There is a large bronze statue of a Spanish conquistador on his horse that towers over the public entrance to El Paso International Airport. Over the course of the past week I've been experimenting with different ways to photographically interpret this statue, trying different angles and times of the day. It's a bit funny to look over the series as a whole; when I first got to El Paso I used the 9-18mm to capture a wide view of the statue. But as the week progressed I slowly started to "creep up" on the statue until I created the final image you see below.

The Equestrian, View #3
"The Equestrian, View #3"
Olympus E-P2 with Zuiko Digital 40-150mm Mk II
1/800s, f/7.1, ISO 400, 150mm

I'm going in reverse chronological order; the photo above was taken this morning right after sunrise. I post-processed in Lightroom 3.3 using Color Creative - Yesteryear 1 and B&W Green filters. I then added a little highlight recovery for some added highlight details and fill light to recover details in the shadows. I like this one for its apocalyptic tone, especially with the horse staring down at you.

The Equestrian, View #2
"The Equestrian, View #2"
Olympus E-P2 with Zuiko Digital 40-150mm Mk II
1/320s, f/7.1, ISO 200, 119mm

This was very similar to the first with regards to composition, but it was taken in the late afternoon. It has the most post-processing manipulation. I like some of the effects, such as the details on horse. The sky was darkened by darkening the blue color channel.

The Equestrian
"The Equestrian"
Olympus E-P2 with Zuiko Digital 9-18mm
1/1000s, f/5.6, ISO 200, 10mm, -1 EV

This last was taken when I first arrived in El Paso on Sunday, with the ultra-wide zoom. There was the one long wisp of clouds in the sky, and I tried to incorporate that into the overall image. It's the least manipulated of the tree in post processing; the blue sky was saturated a bit and the overall image lightened just a smidge.

There's a lot to consider in these three photographs, above and beyond technique. The images were all created with the E-P2. The upper two images were taken with the nearly-all-plastic regular Four Thirds 40-150mm 1:4-5.6 telephoto zoom, while the lower was taken with the SG 9-18mm 1:4-5.6 ultra-wide-angle zoom.

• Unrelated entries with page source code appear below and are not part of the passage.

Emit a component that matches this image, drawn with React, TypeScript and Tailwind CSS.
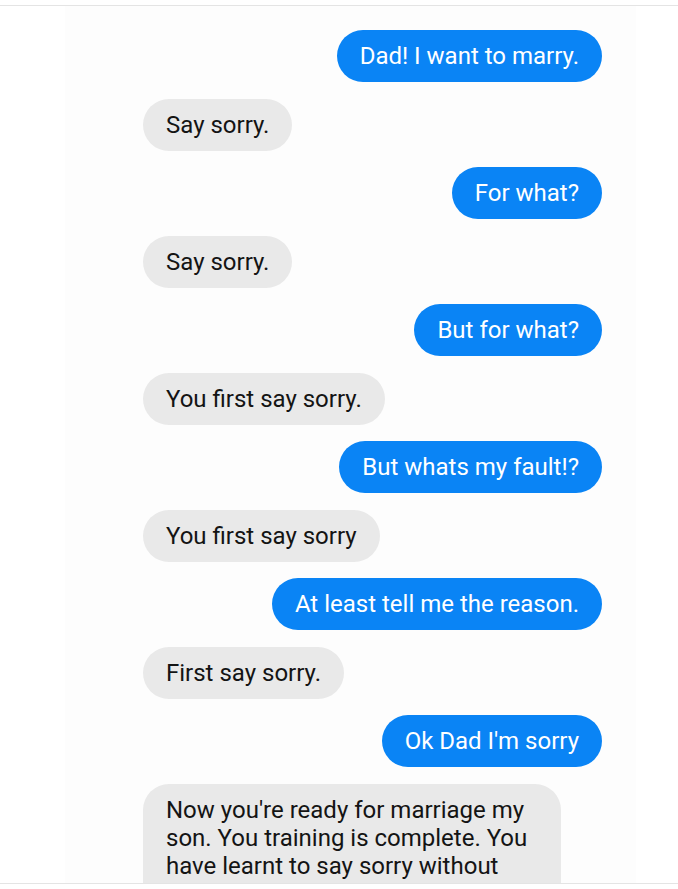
const messages: { from: "me" | "dad"; text: string }[] = [
  { from: "me", text: "Dad! I want to marry." },
  { from: "dad", text: "Say sorry." },
  { from: "me", text: "For what?" },
  { from: "dad", text: "Say sorry." },
  { from: "me", text: "But for what?" },
  { from: "dad", text: "You first say sorry." },
  { from: "me", text: "But whats my fault!?" },
  { from: "dad", text: "You first say sorry" },
  { from: "me", text: "At least tell me the reason." },
  { from: "dad", text: "First say sorry." },
  { from: "me", text: "Ok Dad I'm sorry" },
  {
    from: "dad",
    text: "Now you're ready for marriage my son. You training is complete. You have learnt to say sorry without knowing your fault.",
  },
];

function Bubble({ from, text }: { from: "me" | "dad"; text: string }) {
  const mine = from === "me";
  return (
    <div className={mine ? "flex justify-end" : "flex justify-start"}>
      <div
        className={
          mine
            ? "max-w-[418px] rounded-[26px] bg-[#0a84f5] px-[23px] py-3 text-[24px] leading-7 text-white"
            : "max-w-[418px] rounded-[26px] bg-[#e9e9e9] px-[23px] py-3 text-[24px] leading-7 text-[#141414]"
        }
      >
        {text}
      </div>
    </div>
  );
}

export default function App() {
  return (
    <div className="h-[889px] w-[678px] overflow-hidden bg-white pt-[5px] font-['Roboto',sans-serif]">
      <div className="h-[879px] overflow-hidden border-y border-[#e4e4e4]">
        <div className="ml-[65px] h-full w-[571px] bg-[#fdfdfd]">
          <div className="flex flex-col gap-[16.5px] pb-6 pl-[78px] pr-[34px] pt-6">
            {messages.map((m, i) => (
              <Bubble key={i} from={m.from} text={m.text} />
            ))}
          </div>
        </div>
      </div>
    </div>
  );
}
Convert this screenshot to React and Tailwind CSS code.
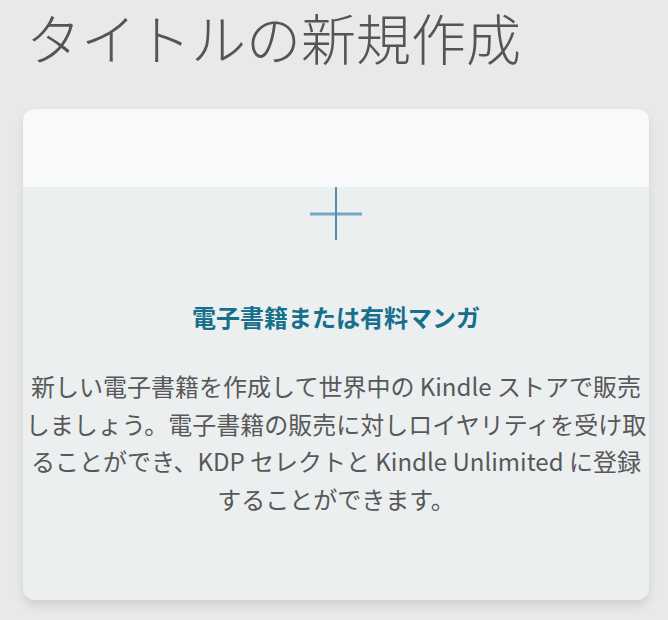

I don't give the 40-150mm enough respect, and it's a shame, because I deliberately choose not to use the lens. In the process I loose a creative tool. One of the lessons learned on this trip is that if the subject is of mid-distance, and if I use a fast enough combination of ISO and shutter speed and stop the lens down from wide open (f/5.6 at 40mm, f/7.1 at 150mm), then the combination is capable of producing excellent results.